Like this photo for example. If I tell you that it was taken in a rice field, you might assume that most of what is in the picture is rice growing. Wrong. Apparently, it's a lot of sedges and hard to kill weeds that must be dried out in order to temporarily rid the "check" of them. As Greg at Massa Organics explained, organic rice farming is a tenuous job, where one must alternate flooding your crop to act as a mulch to keep the weeds down, and then drying your crop, to keep the weeds down. Really, no matter what, you grow a lot of weeds. The magic is in playing the wet and dry cycles to minimize the unwanted greenery and let the rice up.

I saw many ducks, tons of black birds, and field after field of rice in various stage of flood. At some point, while our host was rocking two little ones in a stroller and standing over a third, he mentioned that they plant the rice in the spring, after soaking it a day to begin the germination process, and that it is done by airplane. Later in the fall, with the fields dried one last time and hard enough to support a heavy piece of equipment, and the rice is full and ready, comes the harvest.

Wait a second, did he say planted by plane?.........I'll have to come back to this one at a later date after I get my head around the logistics of that one. But I guess rice is a commodity item, and planted on large scale, even for a small scale family farm. It figures you'd have to do part of the work while flying around at speeds much faster than planting by hand, or tractors for that matter, would allow.

I tell you what, these folks do a ton of work. A ton. And I'm not just talking about the parental duties. As a father myself, with two monkeys, I have the utmost in respect for this family farm and their superdad. When I want local brown rice, I get some of their stuff, and now, picture the ten acres of rice straw that became their home, the beautiful views of Mt. Lassen, and how after four generations of farming rice, this family is definately doing their part in working toward sustainability and stewardship of their land.

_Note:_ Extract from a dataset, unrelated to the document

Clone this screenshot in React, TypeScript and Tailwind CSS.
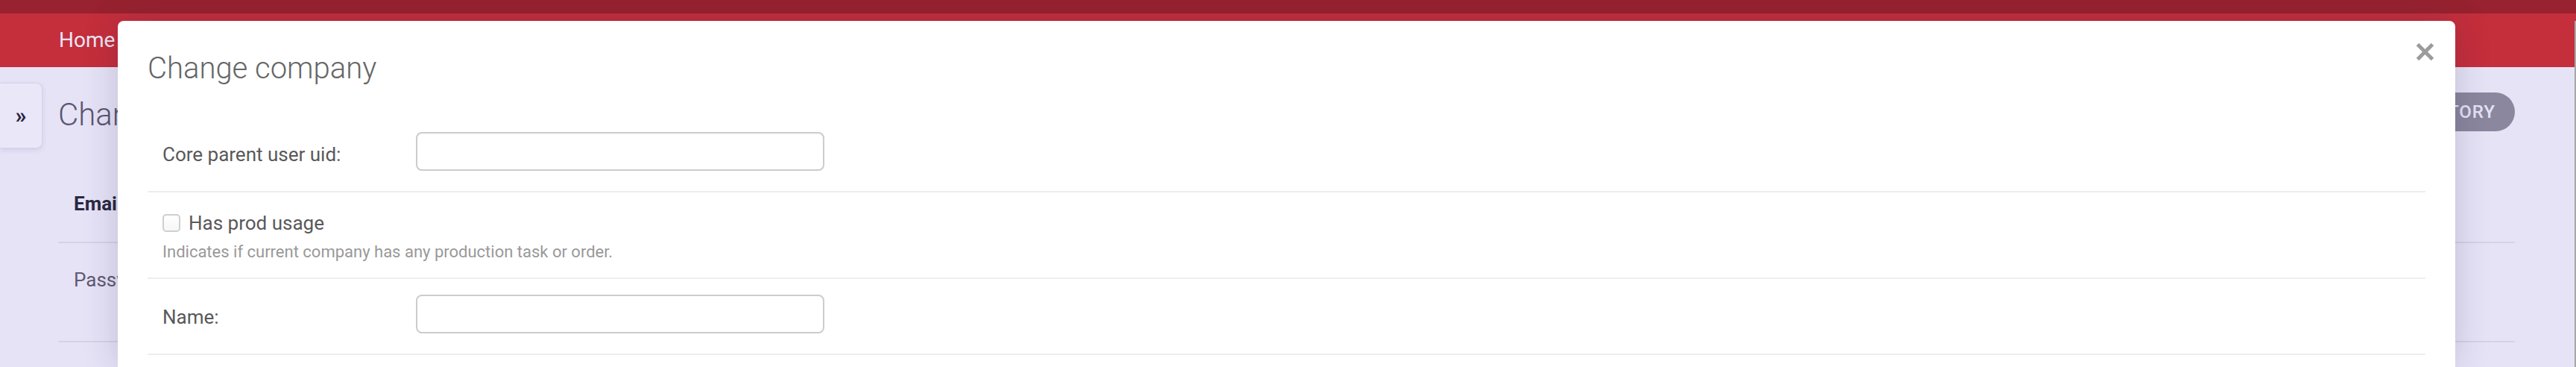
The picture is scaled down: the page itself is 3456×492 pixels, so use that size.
import React from "react";

function FieldRow({ label }: { label: string }) {
  return (
    <div className="flex items-start border-b-2 border-[#eeeeee] pl-[20px] pt-[21px] pb-[27px]">
      <label className="mt-[15px] w-[340px] shrink-0 text-[26px] leading-[30px] text-[#595959]">{label}</label>
      <input
        type="text"
        className="h-[52px] w-[548px] rounded-[8px] border-2 border-[#cccccc] bg-white outline-none"
      />
    </div>
  );
}

export default function App() {
  return (
    <div
      className="relative h-[492px] w-[3456px] overflow-hidden bg-[#e6e3f7]"
      style={{ fontFamily: "Roboto, 'Liberation Sans', sans-serif" }}
    >
      {/* Top navigation */}
      <header>
        <div className="h-[18px] bg-[#98222f]" />
        <div className="flex h-[72px] items-center bg-[#c52e3b] pl-[79px]">
          <span className="text-[28px] leading-[28px] text-[#ebe6f7]">Home</span>
        </div>
      </header>

      {/* Page behind the modal */}
      <div className="flex">
        <div className="mt-[21px] flex h-[88px] w-[57px] shrink-0 items-center justify-center rounded-r-[8px] border border-l-0 border-[#d6d3e8] bg-[#e9e7f8] shadow-[0_2px_6px_rgba(60,50,100,0.12)]">
          <span className="text-[30px] font-bold leading-none text-[#2a2640]">»</span>
        </div>
        <div className="flex-1 pl-[21px] pr-[82px]">
          <div className="mt-[34px] flex items-start justify-between">
            <h1 className="mt-[4px] text-[42px] font-light leading-[52px] text-[#5b5670]">Change company</h1>
            <button className="h-[52px] rounded-full bg-[#8b879f] pl-[26px] pr-[26px] text-[24px] font-medium tracking-[1px] text-[#e6e3f5]">
              HISTORY
            </button>
          </div>
          <div className="mt-[44px]">
            <div className="border-b-2 border-[#d5d1e7] pl-[21px] pt-[34px] pb-[35px]">
              <span className="text-[26px] font-bold leading-[30px] text-[#2b2840]">Email</span>
            </div>
            <div className="border-b-2 border-[#d5d1e7] pl-[21px] pt-[34px] pb-[66px]">
              <span className="text-[26px] leading-[30px] text-[#5f5a72]">Password</span>
            </div>
          </div>
        </div>
      </div>

      {/* Scrollbar edge */}
      <div className="absolute right-0 top-[28px] bottom-0 w-[2px] bg-[#a8a8a8]" />

      {/* Modal */}
      <div className="absolute left-[158px] top-[28px] bottom-0 w-[3136px] rounded-t-[8px] bg-white px-[40px] pt-[40px] shadow-[0_0_48px_rgba(40,30,70,0.2)]">
        <button className="absolute right-[28px] top-[29px] h-[25px] w-[25px]" aria-label="Close">
          <svg viewBox="0 0 25 25" width="25" height="25">
            <path d="M2.5 2.5 L22.5 22.5 M22.5 2.5 L2.5 22.5" stroke="#9b9b9b" strokeWidth="5" />
          </svg>
        </button>
        <h2 className="text-[40px] font-light leading-[48px] text-[#666666]">Change company</h2>

        <div className="mt-[40px]">
          <FieldRow label="Core parent user uid:" />

          <div className="border-b-2 border-[#eeeeee] pl-[20px] pt-[26px] pb-[21px]">
            <div className="flex items-center">
              <span className="mr-[11px] h-[24px] w-[24px] rounded-[5px] border-2 border-[#cfcfcf] bg-gradient-to-b from-white to-[#f6f6f6]" />
              <label className="text-[26px] leading-[30px] text-[#595959]">Has prod usage</label>
            </div>
            <p className="mt-[11px] text-[22px] leading-[26px] text-[#999999]">
              Indicates if current company has any production task or order.
            </p>
          </div>

          <FieldRow label="Name:" />
          <FieldRow label="Slug:" />
        </div>
      </div>
    </div>
  );
}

But what about those peaches I mentioned earlier?

If you want the best peaches around, talk to Carl and his crew. This man is a powerhouse of exploration and discovery, as well as a pioneer of the organic movement in California. His solar powered oasis, known as Woodleaf Farms, is located at 1300 feet in the rocky foothills above Oroville. This farm started out with thin topsoil 20 plus years ago, but having been amended and built over the years with compost, minerals, and ground cover, it is now a stunning example of what vision, sweat, perseverance and time can do.

While touring, we got a first hand view of the his beautiful soil; black and rich with life. He dug down around a sprinkler, using it as a measuring post to demonstrate. After shredding through the grasses, the word fecundity came to mind. It's no wonder why his peaches are the yummiest things around, because his soil is too. Remember, you are what you eat? Well, that applies to trees to.

After hearing him talk about his philosophies and practices, seeing them in practice, then sharing lunch in his lovely home, I came away full with a warm fuzzy feeling about the place. (Yeah, yeah, peach farmer, I know....the pun is intentional) Here, everything gets a gourmet blend of love, respect and mindfulness, from caretakers who see the place as the larger organism that it is. People before me have pointed out the quality of his peaches, some say they can't be beat. I'd like to add to that: you can't beat his soil, water, or sky either.

A true explorer in the world of growing things (if astronaut means space exporer, then this man is a bionaut) he is steadily at work running experiments in bringing more power to the people by encouraging they utilize something like this raised bed to produce food at home. He is hard at work on test plots, and if the corn we saw there is any indication, we will see more of these in the near future. Anybody got any grant money? Talk to Carl Rosato. The man is FILLED with great ideas for our future.

A bright future that is. Filled with great food. That in producing it, gives back to the earth. Hungry anyone?

If you have the fortune of seeing where your food comes from, do it. You'll learn a few things. And likely, come away with enormous respect for the people who take part in bringing you life.

To the families and hard working help of Nicasio, Greg and Carl, thank you.